DATA:
::::::

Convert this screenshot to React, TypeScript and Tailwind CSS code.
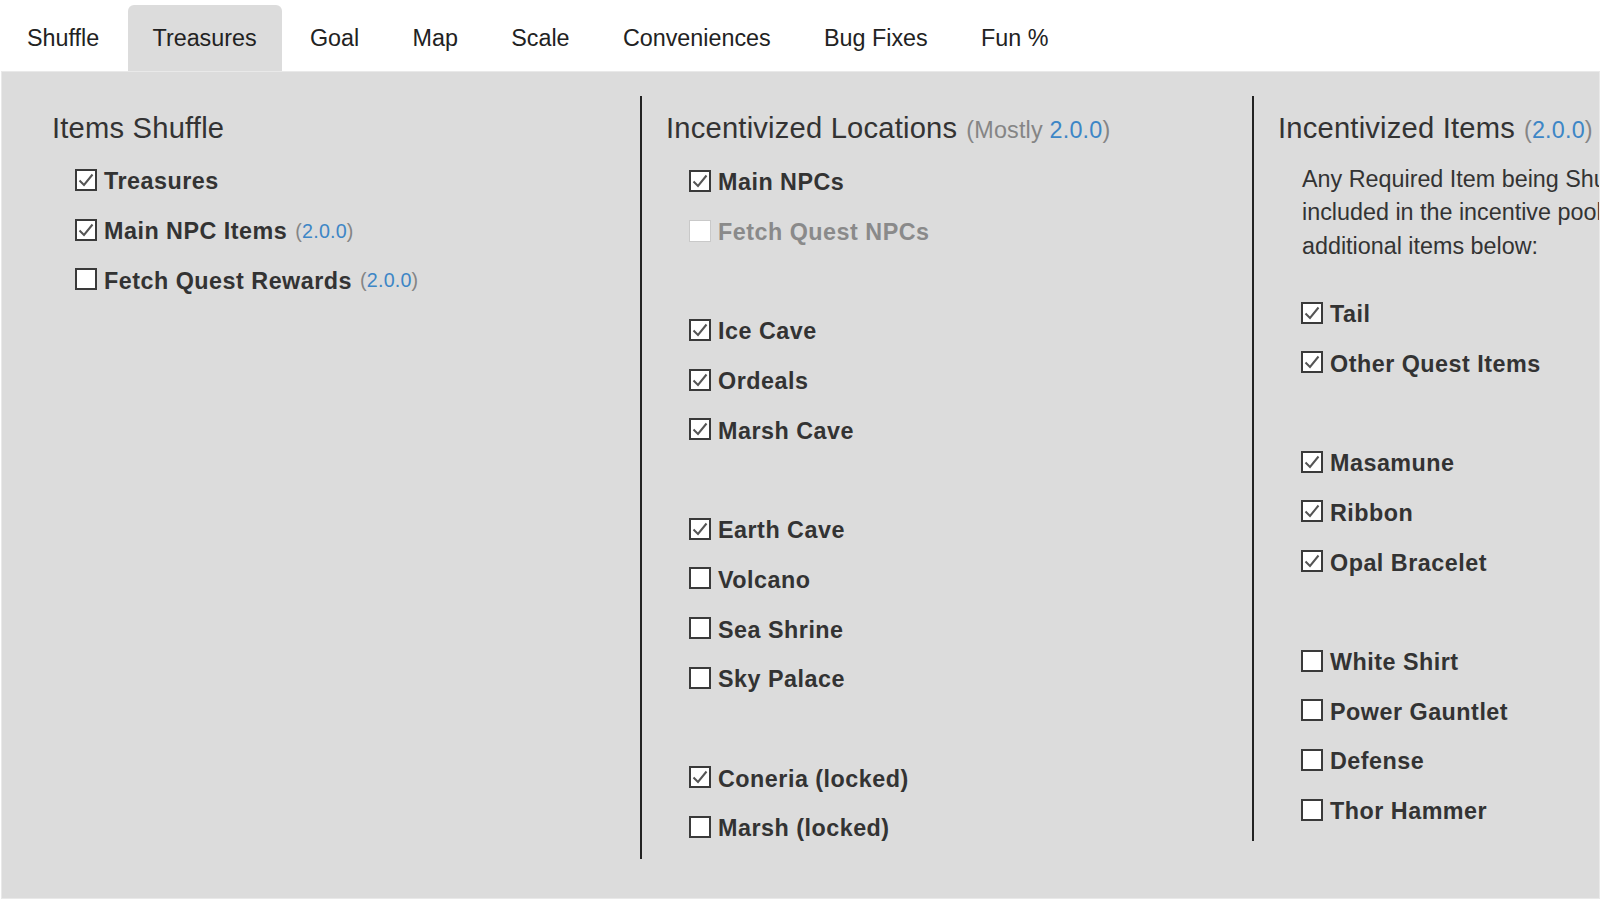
import React from "react";

type Item = { label: string; checked?: boolean; disabled?: boolean; version?: boolean } | null;

const TABS = ["Shuffle", "Treasures", "Goal", "Map", "Scale", "Conveniences", "Bug Fixes", "Fun %"];

const SHUFFLE: Item[] = [
  { label: "Treasures", checked: true },
  { label: "Main NPC Items", checked: true, version: true },
  { label: "Fetch Quest Rewards", version: true },
];

const LOCATIONS: Item[] = [
  { label: "Main NPCs", checked: true },
  { label: "Fetch Quest NPCs", disabled: true },
  null,
  { label: "Ice Cave", checked: true },
  { label: "Ordeals", checked: true },
  { label: "Marsh Cave", checked: true },
  null,
  { label: "Earth Cave", checked: true },
  { label: "Volcano" },
  { label: "Sea Shrine" },
  { label: "Sky Palace" },
  null,
  { label: "Coneria (locked)", checked: true },
  { label: "Marsh (locked)" },
];

const ITEMS: Item[] = [
  { label: "Tail", checked: true },
  { label: "Other Quest Items", checked: true },
  null,
  { label: "Masamune", checked: true },
  { label: "Ribbon", checked: true },
  { label: "Opal Bracelet", checked: true },
  null,
  { label: "White Shirt" },
  { label: "Power Gauntlet" },
  { label: "Defense" },
  { label: "Thor Hammer" },
];

function Version({ mostly }: { mostly?: boolean }) {
  return (
    <>
      <span className="text-[#858585]">({mostly ? "Mostly " : ""}</span>
      <span className="text-[#3d86c6]">2.0.0</span>
      <span className="text-[#858585]">)</span>
    </>
  );
}

function Box({ checked, disabled }: { checked?: boolean; disabled?: boolean }) {
  return (
    <span
      className={
        disabled
          ? "mb-[4px] flex h-[22px] w-[22px] shrink-0 items-center justify-center border-[1.5px] border-[#c9c9c9] bg-white"
          : "mb-[4px] flex h-[22px] w-[22px] shrink-0 items-center justify-center border-2 border-[#3a3a3a] bg-white"
      }
    >
      {checked && (
        <svg viewBox="0 0 18 18" className="h-[18px] w-[18px]">
          <path d="M2.5 9.5 L7 14 L15.5 3.5" fill="none" stroke="#555555" strokeWidth="2" />
        </svg>
      )}
    </span>
  );
}

function CheckList({ items }: { items: Item[] }) {
  return (
    <div className="flex flex-col pl-[23px]">
      {items.map((item, i) =>
        item ? (
          <div key={item.label} className="flex h-[49.7px] items-center">
            <Box checked={item.checked} disabled={item.disabled} />
            <span
              className={
                item.disabled
                  ? "ml-[7px] font-bold tracking-[0.5px] text-[#8a8a8a]"
                  : "ml-[7px] font-bold tracking-[0.5px] text-[#333333]"
              }
            >
              {item.label}
            </span>
            {item.version && (
              <span className="ml-[8px] text-[19.7px] tracking-[0.2px]">
                <Version />
              </span>
            )}
          </div>
        ) : (
          <div key={`gap-${i}`} className="h-[49.7px]" />
        )
      )}
    </div>
  );
}

export default function App() {
  return (
    <div
      className="h-screen w-full overflow-hidden bg-white pl-[1px] text-[23.33px] text-[#333333]"
      style={{ fontFamily: '"Liberation Sans", Arial, sans-serif' }}
    >
      <div className="flex h-[71px] items-end pl-[1px]">
        {TABS.map((tab) => (
          <div
            key={tab}
            className={
              tab === "Treasures"
                ? "mr-[3.3px] flex h-[66px] items-center rounded-t-[6px] bg-[#dcdcdc] px-[25px] text-[#222222]"
                : "mr-[3.3px] flex h-[66px] items-center rounded-t-[6px] px-[25px] text-[#222222]"
            }
          >
            {tab}
          </div>
        ))}
      </div>

      <div className="flex h-[828px] overflow-hidden border border-[#e9e9e9] bg-[#dcdcdc] pt-[24px] pl-[25px]">
        <div className="flex items-start">
          <div className="w-[613px] shrink-0 border-l-2 border-transparent pt-[16px] pb-[5px] pl-[23px]">
            <h2 className="text-[29.17px] leading-[32px] tracking-[0.2px]">Items Shuffle</h2>
            <div className="mt-[13px]">
              <CheckList items={SHUFFLE} />
            </div>
          </div>

          <div className="w-[612px] shrink-0 border-l-2 border-[#222222] pt-[16px] pb-[5px] pl-[24px]">
            <h2 className="whitespace-nowrap text-[29.17px] leading-[32px] tracking-[0.2px]">
              Incentivized Locations
              <span className="ml-[9px] text-[23.33px] tracking-[0.2px]">
                <Version mostly />
              </span>
            </h2>
            <div className="mt-[12px]">
              <CheckList items={LOCATIONS} />
            </div>
          </div>

          <div className="w-[612px] shrink-0 border-l-2 border-[#222222] pt-[16px] pb-[5px] pl-[24px]">
            <h2 className="whitespace-nowrap text-[29.17px] leading-[32px] tracking-[0.2px]">
              Incentivized Items
              <span className="ml-[9px] text-[23.33px] tracking-[0.2px]">
                <Version />
              </span>
            </h2>
            <p className="mt-[17px] whitespace-nowrap pl-[24px] leading-[33.3px]">
              Any Required Item being Shuffled will be
              <br />
              included in the incentive pool, along with the
              <br />
              additional items below:
            </p>
            <div className="mt-[27px]">
              <CheckList items={ITEMS} />
            </div>
          </div>
        </div>
      </div>
    </div>
  );
}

::::::

DIRECTIONS:
Make an exact copy of the whole listing, but don't bring over any pictures.

RESPONSE:
Convert this screenshot to React, TypeScript and Tailwind CSS code.
import React from "react";

type Item = { label: string; checked?: boolean; disabled?: boolean; version?: boolean } | null;

const TABS = ["Shuffle", "Treasures", "Goal", "Map", "Scale", "Conveniences", "Bug Fixes", "Fun %"];

const SHUFFLE: Item[] = [
  { label: "Treasures", checked: true },
  { label: "Main NPC Items", checked: true, version: true },
  { label: "Fetch Quest Rewards", version: true },
];

const LOCATIONS: Item[] = [
  { label: "Main NPCs", checked: true },
  { label: "Fetch Quest NPCs", disabled: true },
  null,
  { label: "Ice Cave", checked: true },
  { label: "Ordeals", checked: true },
  { label: "Marsh Cave", checked: true },
  null,
  { label: "Earth Cave", checked: true },
  { label: "Volcano" },
  { label: "Sea Shrine" },
  { label: "Sky Palace" },
  null,
  { label: "Coneria (locked)", checked: true },
  { label: "Marsh (locked)" },
];

const ITEMS: Item[] = [
  { label: "Tail", checked: true },
  { label: "Other Quest Items", checked: true },
  null,
  { label: "Masamune", checked: true },
  { label: "Ribbon", checked: true },
  { label: "Opal Bracelet", checked: true },
  null,
  { label: "White Shirt" },
  { label: "Power Gauntlet" },
  { label: "Defense" },
  { label: "Thor Hammer" },
];

function Version({ mostly }: { mostly?: boolean }) {
  return (
    <>
      <span className="text-[#858585]">({mostly ? "Mostly " : ""}</span>
      <span className="text-[#3d86c6]">2.0.0</span>
      <span className="text-[#858585]">)</span>
    </>
  );
}

function Box({ checked, disabled }: { checked?: boolean; disabled?: boolean }) {
  return (
    <span
      className={
        disabled
          ? "mb-[4px] flex h-[22px] w-[22px] shrink-0 items-center justify-center border-[1.5px] border-[#c9c9c9] bg-white"
          : "mb-[4px] flex h-[22px] w-[22px] shrink-0 items-center justify-center border-2 border-[#3a3a3a] bg-white"
      }
    >
      {checked && (
        <svg viewBox="0 0 18 18" className="h-[18px] w-[18px]">
          <path d="M2.5 9.5 L7 14 L15.5 3.5" fill="none" stroke="#555555" strokeWidth="2" />
        </svg>
      )}
    </span>
  );
}

function CheckList({ items }: { items: Item[] }) {
  return (
    <div className="flex flex-col pl-[23px]">
      {items.map((item, i) =>
        item ? (
          <div key={item.label} className="flex h-[49.7px] items-center">
            <Box checked={item.checked} disabled={item.disabled} />
            <span
              className={
                item.disabled
                  ? "ml-[7px] font-bold tracking-[0.5px] text-[#8a8a8a]"
                  : "ml-[7px] font-bold tracking-[0.5px] text-[#333333]"
              }
            >
              {item.label}
            </span>
            {item.version && (
              <span className="ml-[8px] text-[19.7px] tracking-[0.2px]">
                <Version />
              </span>
            )}
          </div>
        ) : (
          <div key={`gap-${i}`} className="h-[49.7px]" />
        )
      )}
    </div>
  );
}

export default function App() {
  return (
    <div
      className="h-screen w-full overflow-hidden bg-white pl-[1px] text-[23.33px] text-[#333333]"
      style={{ fontFamily: '"Liberation Sans", Arial, sans-serif' }}
    >
      <div className="flex h-[71px] items-end pl-[1px]">
        {TABS.map((tab) => (
          <div
            key={tab}
            className={
              tab === "Treasures"
                ? "mr-[3.3px] flex h-[66px] items-center rounded-t-[6px] bg-[#dcdcdc] px-[25px] text-[#222222]"
                : "mr-[3.3px] flex h-[66px] items-center rounded-t-[6px] px-[25px] text-[#222222]"
            }
          >
            {tab}
          </div>
        ))}
      </div>

      <div className="flex h-[828px] overflow-hidden border border-[#e9e9e9] bg-[#dcdcdc] pt-[24px] pl-[25px]">
        <div className="flex items-start">
          <div className="w-[613px] shrink-0 border-l-2 border-transparent pt-[16px] pb-[5px] pl-[23px]">
            <h2 className="text-[29.17px] leading-[32px] tracking-[0.2px]">Items Shuffle</h2>
            <div className="mt-[13px]">
              <CheckList items={SHUFFLE} />
            </div>
          </div>

          <div className="w-[612px] shrink-0 border-l-2 border-[#222222] pt-[16px] pb-[5px] pl-[24px]">
            <h2 className="whitespace-nowrap text-[29.17px] leading-[32px] tracking-[0.2px]">
              Incentivized Locations
              <span className="ml-[9px] text-[23.33px] tracking-[0.2px]">
                <Version mostly />
              </span>
            </h2>
            <div className="mt-[12px]">
              <CheckList items={LOCATIONS} />
            </div>
          </div>

          <div className="w-[612px] shrink-0 border-l-2 border-[#222222] pt-[16px] pb-[5px] pl-[24px]">
            <h2 className="whitespace-nowrap text-[29.17px] leading-[32px] tracking-[0.2px]">
              Incentivized Items
              <span className="ml-[9px] text-[23.33px] tracking-[0.2px]">
                <Version />
              </span>
            </h2>
            <p className="mt-[17px] whitespace-nowrap pl-[24px] leading-[33.3px]">
              Any Required Item being Shuffled will be
              <br />
              included in the incentive pool, along with the
              <br />
              additional items below:
            </p>
            <div className="mt-[27px]">
              <CheckList items={ITEMS} />
            </div>
          </div>
        </div>
      </div>
    </div>
  );
}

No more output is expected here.